AVIGDOR. Ewa, all in good time. In that school he also learnt—you should find it interesting, because later on this ability proved very useful to Daniel—let me tell you … Jews were of course a minority in the school, but my brother was lucky to be studying in the same class as our cousin. The attitude toward Jews in the classroom was perfectly normal. I may be wrong, but I have always thought that anti-Semitism is in inverse proportion to a person’s cultural and intellectual level. There were children from the most cultured Polish families of the town in my brother’s group. At all events, neither he nor his cousin ever had to fight to defend their personal dignity. Daniel never did fight. It was not in his nature. Actually, I didn’t notice much anti-Semitism even though I was attending a professional school, a kind of vocational college, where the children were from a humbler background.
I think the first time Daniel encountered anti-Semitism was when he was prevented from joining a Boy Scout group. He was very upset. To this day, I do not know whether it was a general rule of their Scouting organization or just the Scout leader who did not want a Jewish boy in his troop, but Daniel was turned down. It was a blow to him. He really had many Polish friends, although perhaps not particularly close friends.
However, one Polish friend who was the son of a cavalry officer, did him a very big favor without realizing it. This is the story I wanted to tell you. I’ve forgotten his name, but this lad’s father was a colonel in the Polish army and ran a riding school. Twice a week Daniel and his classmates would go there to learn horse riding. This was a highly unusual activity for a Jew, but Daniel greatly enjoyed it and trained in this aristocratic sport for several years. He became a good horseman, and only a few years later that skill may have been what saved his life.

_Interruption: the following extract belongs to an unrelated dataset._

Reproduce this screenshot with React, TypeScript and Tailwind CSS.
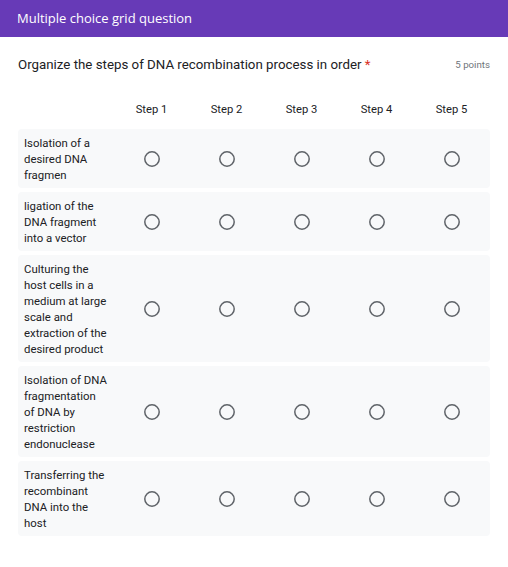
const steps = ["Step 1", "Step 2", "Step 3", "Step 4", "Step 5"];

const rows = [
  "Isolation of a desired DNA fragmen",
  "ligation of the DNA fragment into a vector",
  "Culturing the host cells in a medium at large scale and extraction of the desired product",
  "Isolation of DNA fragmentation of DNA by restriction endonuclease",
  "Transferring the recombinant DNA into the host",
];

function Radio() {
  return (
    <svg width="16" height="16" viewBox="0 0 16 16" className="block">
      <circle cx="8" cy="8" r="7.2" fill="none" stroke="#5f6368" strokeWidth="1.5" />
    </svg>
  );
}

export default function App() {
  return (
    <div className="w-[508px] h-[567px] bg-white font-['Roboto',sans-serif] text-[#202124]">
      <div className="h-[37px] bg-[#673ab7] flex items-center px-[17px]">
        <span className="text-white text-[13px] font-['Open_Sans',sans-serif]">
          Multiple choice grid question
        </span>
      </div>

      <div className="px-[18px]">
        <div className="flex items-center justify-between h-[20px] mt-[18px]">
          <span className="text-[13.3px] leading-[20px]">
            Organize the steps of DNA recombination process in order{" "}
            <span className="text-[#d93025]">*</span>
          </span>
          <span className="text-[9.7px] text-[#70757a]">5 points</span>
        </div>

        <div className="grid grid-cols-[96px_repeat(5,75px)] mt-[24px] h-[22px] items-center">
          <div />
          {steps.map((s) => (
            <div key={s} className="text-center text-[11.2px]">
              {s}
            </div>
          ))}
        </div>

        <div className="mt-[8px] flex flex-col gap-[4px]">
          {rows.map((label) => (
            <div
              key={label}
              className="grid grid-cols-[96px_repeat(5,75px)] items-center bg-[#f8f9fa] rounded-[4px] pt-[6px] pb-[5px]"
            >
              <div className="pl-[6px] pr-[6px] text-[11.4px] leading-[16px]">
                {label}
              </div>
              {steps.map((s) => (
                <div key={s} className="flex justify-center">
                  <Radio />
                </div>
              ))}
            </div>
          ))}
        </div>
      </div>
    </div>
  );
}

In the summer before his final year, Daniel came home for the holidays. That year we became particularly close. We no longer felt the age difference at all because we had new shared interests, and a new topic in family conversations was Palestine. We joined a Zionist youth organization called Akiva and attended meetings almost every evening. It was quite like the Scouts, with sports, hiking, nights spent out in the open, and training in endurance and loyalty. The big difference was that Akiva was a Jewish organization, political and educational. We were taught Hebrew, Jewish history and traditions. The Zionism in Akiva was not religious. They were not interested in Judaism. We were introduced to the Jewish tradition, a way of life and principles of moral conduct underpinned philosophically by altruism, pacifism, tolerance and contempt for acquisitiveness. These were straightforward but very attractive teachings and they became our philosophy of life. There was no chauvinism or anti-Communism in Akiva. Zionism had a strong socialist tendency which can be felt in Israel to this day. It was behind my decision to join a moshav. I liked the idea of a Jew who becomes the master of his land and lives by the fruit of his labors. I have been living here since I moved to Israel back in 1941. Nothing will induce young people to come here now. My children rejected any idea of staying here to live. As soon as they grew up, they moved away. The youngest, our son Alon, left home when he was sixteen.